> What is being asked:
Starting at the first line of the listing below, retype each line up to and including the one that contains "const [active, setActive] = useState(0);". Leave pictures out.

### Supplied data ###

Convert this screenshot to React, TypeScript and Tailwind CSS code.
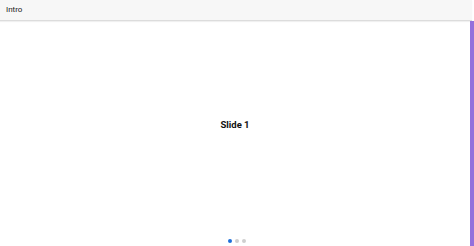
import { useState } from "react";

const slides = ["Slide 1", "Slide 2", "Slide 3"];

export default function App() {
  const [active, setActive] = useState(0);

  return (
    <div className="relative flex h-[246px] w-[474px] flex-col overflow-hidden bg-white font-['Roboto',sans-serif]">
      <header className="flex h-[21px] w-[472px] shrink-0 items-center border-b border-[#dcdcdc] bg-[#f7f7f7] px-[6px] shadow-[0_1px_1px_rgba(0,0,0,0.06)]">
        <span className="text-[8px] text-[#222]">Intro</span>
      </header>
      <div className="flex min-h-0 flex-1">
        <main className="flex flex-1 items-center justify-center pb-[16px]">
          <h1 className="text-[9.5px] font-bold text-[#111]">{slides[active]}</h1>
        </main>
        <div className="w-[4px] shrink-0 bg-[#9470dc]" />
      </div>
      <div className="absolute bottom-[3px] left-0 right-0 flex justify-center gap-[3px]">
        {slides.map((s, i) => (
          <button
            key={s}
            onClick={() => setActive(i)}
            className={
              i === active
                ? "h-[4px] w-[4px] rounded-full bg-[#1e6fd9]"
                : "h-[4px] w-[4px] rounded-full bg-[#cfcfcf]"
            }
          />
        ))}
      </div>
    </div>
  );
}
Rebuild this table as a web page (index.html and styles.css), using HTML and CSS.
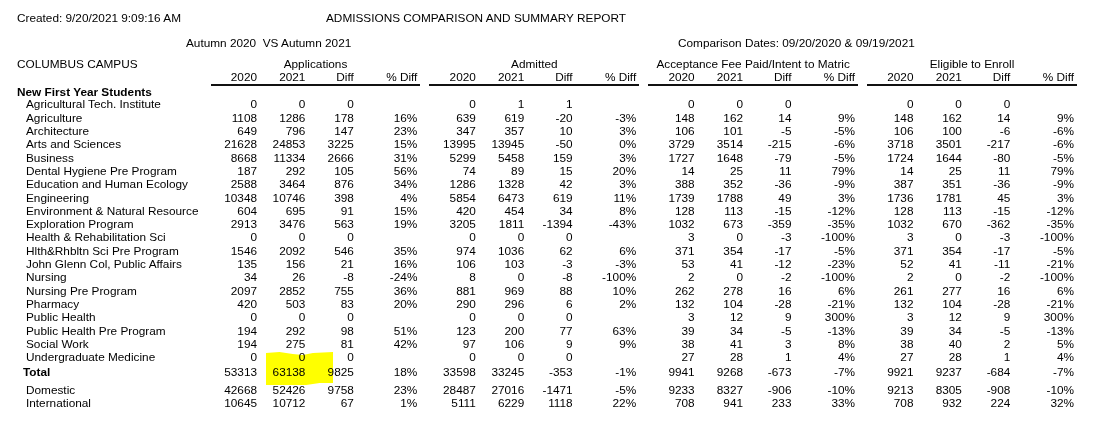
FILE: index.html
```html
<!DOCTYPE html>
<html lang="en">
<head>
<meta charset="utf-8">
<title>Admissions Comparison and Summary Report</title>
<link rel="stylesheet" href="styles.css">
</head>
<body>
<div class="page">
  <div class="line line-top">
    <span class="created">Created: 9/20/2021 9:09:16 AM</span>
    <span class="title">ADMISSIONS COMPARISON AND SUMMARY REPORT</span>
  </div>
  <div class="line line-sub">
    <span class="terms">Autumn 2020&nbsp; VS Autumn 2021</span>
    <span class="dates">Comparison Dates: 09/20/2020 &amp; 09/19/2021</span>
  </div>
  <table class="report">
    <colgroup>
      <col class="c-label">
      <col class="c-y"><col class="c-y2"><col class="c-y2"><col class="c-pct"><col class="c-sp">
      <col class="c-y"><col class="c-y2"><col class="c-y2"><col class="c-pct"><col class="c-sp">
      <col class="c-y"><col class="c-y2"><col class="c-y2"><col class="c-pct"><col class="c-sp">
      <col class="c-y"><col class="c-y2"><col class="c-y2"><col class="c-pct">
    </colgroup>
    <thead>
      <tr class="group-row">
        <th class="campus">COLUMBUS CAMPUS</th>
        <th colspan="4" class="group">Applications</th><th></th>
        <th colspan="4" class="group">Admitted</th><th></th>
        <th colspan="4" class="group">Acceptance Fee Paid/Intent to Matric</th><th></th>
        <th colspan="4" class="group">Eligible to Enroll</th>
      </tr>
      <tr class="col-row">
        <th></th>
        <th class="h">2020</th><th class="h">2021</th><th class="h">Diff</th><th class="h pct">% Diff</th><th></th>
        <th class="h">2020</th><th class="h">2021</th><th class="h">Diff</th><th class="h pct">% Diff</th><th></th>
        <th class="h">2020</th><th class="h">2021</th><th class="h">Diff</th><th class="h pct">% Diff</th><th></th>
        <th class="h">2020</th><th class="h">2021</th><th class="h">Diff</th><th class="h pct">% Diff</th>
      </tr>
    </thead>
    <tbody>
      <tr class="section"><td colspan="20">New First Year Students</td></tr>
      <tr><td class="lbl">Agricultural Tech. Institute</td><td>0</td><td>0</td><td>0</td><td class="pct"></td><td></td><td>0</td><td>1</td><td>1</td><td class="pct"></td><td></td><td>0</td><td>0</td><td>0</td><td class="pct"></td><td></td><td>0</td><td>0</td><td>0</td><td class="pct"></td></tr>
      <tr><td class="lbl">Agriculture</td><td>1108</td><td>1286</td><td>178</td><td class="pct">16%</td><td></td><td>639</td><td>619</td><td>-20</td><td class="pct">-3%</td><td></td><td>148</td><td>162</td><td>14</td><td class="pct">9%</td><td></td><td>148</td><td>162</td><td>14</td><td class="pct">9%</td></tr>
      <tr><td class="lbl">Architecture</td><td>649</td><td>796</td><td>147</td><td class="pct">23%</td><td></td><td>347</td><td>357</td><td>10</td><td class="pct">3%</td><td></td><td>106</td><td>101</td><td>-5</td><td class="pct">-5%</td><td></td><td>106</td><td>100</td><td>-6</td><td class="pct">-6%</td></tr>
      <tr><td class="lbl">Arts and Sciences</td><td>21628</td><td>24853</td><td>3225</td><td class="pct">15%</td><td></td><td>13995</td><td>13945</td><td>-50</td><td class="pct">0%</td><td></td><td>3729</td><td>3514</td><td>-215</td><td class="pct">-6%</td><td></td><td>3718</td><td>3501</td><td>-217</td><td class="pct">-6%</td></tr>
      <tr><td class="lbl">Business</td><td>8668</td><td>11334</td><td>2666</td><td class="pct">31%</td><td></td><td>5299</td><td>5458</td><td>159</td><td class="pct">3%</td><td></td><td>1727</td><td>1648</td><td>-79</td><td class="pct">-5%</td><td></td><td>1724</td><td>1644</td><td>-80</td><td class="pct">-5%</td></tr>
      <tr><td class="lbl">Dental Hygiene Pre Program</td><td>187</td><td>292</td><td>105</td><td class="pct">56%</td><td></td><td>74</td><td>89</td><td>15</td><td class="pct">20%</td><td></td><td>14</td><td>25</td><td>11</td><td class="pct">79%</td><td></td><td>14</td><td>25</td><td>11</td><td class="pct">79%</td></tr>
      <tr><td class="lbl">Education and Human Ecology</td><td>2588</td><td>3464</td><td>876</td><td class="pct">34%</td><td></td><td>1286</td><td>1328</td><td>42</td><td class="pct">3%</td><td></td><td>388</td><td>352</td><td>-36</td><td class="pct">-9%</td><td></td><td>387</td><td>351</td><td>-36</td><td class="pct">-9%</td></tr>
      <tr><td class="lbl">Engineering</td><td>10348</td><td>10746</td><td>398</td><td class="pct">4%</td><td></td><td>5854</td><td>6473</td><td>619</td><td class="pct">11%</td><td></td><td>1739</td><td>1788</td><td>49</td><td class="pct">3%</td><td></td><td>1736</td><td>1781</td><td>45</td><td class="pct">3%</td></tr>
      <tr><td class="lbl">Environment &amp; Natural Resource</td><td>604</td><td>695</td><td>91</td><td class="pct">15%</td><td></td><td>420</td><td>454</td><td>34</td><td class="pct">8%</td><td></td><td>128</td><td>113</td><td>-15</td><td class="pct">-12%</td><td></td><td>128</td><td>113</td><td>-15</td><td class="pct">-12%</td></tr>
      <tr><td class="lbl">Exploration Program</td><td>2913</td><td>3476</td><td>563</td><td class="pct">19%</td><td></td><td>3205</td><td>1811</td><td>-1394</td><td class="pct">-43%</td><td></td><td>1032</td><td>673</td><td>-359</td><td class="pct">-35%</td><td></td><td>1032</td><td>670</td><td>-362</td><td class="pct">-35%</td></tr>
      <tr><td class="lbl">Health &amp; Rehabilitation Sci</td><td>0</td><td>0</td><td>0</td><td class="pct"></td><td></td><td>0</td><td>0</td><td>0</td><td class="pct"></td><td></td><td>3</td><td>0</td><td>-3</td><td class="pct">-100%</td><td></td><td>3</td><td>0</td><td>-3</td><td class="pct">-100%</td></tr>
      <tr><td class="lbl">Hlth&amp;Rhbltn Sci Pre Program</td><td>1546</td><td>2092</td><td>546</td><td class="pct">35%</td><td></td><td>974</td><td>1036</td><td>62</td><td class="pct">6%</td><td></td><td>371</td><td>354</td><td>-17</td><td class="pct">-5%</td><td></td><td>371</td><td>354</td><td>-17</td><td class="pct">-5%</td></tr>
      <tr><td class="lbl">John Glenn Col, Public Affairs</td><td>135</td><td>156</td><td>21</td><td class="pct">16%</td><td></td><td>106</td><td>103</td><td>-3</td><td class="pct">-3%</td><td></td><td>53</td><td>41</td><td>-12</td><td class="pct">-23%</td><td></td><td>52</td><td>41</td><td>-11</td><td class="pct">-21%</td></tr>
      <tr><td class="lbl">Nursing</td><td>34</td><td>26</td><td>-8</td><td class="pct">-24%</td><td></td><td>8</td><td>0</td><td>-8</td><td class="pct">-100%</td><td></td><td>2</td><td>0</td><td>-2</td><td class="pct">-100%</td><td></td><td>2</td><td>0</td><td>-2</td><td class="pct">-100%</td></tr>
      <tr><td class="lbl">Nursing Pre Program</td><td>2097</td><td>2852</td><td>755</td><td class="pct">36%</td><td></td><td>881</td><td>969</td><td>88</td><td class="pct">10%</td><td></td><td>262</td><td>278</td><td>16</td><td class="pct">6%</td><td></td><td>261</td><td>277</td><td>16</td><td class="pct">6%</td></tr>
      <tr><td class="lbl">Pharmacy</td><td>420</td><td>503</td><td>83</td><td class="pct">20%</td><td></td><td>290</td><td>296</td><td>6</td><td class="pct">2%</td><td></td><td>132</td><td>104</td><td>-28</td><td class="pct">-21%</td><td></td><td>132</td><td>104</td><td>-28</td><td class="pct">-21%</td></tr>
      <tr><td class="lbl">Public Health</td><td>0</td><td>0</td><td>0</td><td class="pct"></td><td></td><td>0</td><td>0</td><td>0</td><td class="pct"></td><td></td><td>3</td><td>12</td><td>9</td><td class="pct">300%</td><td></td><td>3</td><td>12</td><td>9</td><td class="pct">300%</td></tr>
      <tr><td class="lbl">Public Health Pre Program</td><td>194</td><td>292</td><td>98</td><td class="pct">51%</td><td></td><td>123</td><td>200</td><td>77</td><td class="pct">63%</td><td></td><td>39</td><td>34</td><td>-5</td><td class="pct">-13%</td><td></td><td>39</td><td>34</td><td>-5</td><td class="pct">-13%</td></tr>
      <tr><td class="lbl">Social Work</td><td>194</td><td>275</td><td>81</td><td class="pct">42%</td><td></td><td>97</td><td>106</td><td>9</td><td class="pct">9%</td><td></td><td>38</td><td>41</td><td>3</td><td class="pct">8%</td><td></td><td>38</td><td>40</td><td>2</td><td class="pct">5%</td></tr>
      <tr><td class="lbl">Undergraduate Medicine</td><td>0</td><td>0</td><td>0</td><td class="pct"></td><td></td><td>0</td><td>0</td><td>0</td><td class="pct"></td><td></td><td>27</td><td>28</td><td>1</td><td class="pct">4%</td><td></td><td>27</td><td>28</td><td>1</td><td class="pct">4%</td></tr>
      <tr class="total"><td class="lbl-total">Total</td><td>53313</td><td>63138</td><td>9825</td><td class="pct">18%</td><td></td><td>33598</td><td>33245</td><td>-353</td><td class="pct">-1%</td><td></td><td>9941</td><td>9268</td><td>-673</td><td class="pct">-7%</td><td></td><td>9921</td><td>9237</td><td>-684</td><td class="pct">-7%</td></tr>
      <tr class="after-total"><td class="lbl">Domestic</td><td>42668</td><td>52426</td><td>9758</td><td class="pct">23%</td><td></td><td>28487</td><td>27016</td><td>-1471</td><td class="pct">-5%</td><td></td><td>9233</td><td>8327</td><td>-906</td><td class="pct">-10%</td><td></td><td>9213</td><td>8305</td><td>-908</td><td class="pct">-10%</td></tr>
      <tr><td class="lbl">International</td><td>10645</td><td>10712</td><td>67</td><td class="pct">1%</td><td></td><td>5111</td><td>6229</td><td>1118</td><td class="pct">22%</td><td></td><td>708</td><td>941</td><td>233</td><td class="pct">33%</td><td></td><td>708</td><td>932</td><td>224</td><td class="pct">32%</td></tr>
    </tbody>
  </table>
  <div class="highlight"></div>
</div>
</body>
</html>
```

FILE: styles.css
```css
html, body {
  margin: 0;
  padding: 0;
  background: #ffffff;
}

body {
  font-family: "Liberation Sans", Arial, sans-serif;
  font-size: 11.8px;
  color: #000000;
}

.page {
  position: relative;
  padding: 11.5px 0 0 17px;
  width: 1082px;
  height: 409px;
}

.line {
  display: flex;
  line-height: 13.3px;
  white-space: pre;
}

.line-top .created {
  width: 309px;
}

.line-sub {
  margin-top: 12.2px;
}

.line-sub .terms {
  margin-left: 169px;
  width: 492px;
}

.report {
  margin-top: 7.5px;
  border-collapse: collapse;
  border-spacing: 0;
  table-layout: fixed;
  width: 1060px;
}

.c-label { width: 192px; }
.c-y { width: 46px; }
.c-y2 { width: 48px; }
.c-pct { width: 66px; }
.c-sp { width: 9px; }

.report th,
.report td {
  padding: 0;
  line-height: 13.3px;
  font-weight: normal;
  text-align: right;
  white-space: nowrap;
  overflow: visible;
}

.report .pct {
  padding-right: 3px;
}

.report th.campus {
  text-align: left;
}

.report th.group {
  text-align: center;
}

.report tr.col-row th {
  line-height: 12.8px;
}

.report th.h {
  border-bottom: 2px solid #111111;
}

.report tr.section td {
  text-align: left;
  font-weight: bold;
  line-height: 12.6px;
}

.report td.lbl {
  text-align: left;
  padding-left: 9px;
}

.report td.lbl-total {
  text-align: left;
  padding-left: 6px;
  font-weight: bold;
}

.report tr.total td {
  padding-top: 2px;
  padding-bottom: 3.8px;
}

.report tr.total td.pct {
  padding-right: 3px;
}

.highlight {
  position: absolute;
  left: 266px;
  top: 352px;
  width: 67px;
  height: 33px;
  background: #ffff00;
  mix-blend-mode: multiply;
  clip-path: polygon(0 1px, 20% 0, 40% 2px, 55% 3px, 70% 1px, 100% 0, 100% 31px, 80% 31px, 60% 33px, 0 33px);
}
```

###

> Answer to this problem:
Convert this screenshot to React, TypeScript and Tailwind CSS code.
import { useState } from "react";

const slides = ["Slide 1", "Slide 2", "Slide 3"];

export default function App() {
  const [active, setActive] = useState(0);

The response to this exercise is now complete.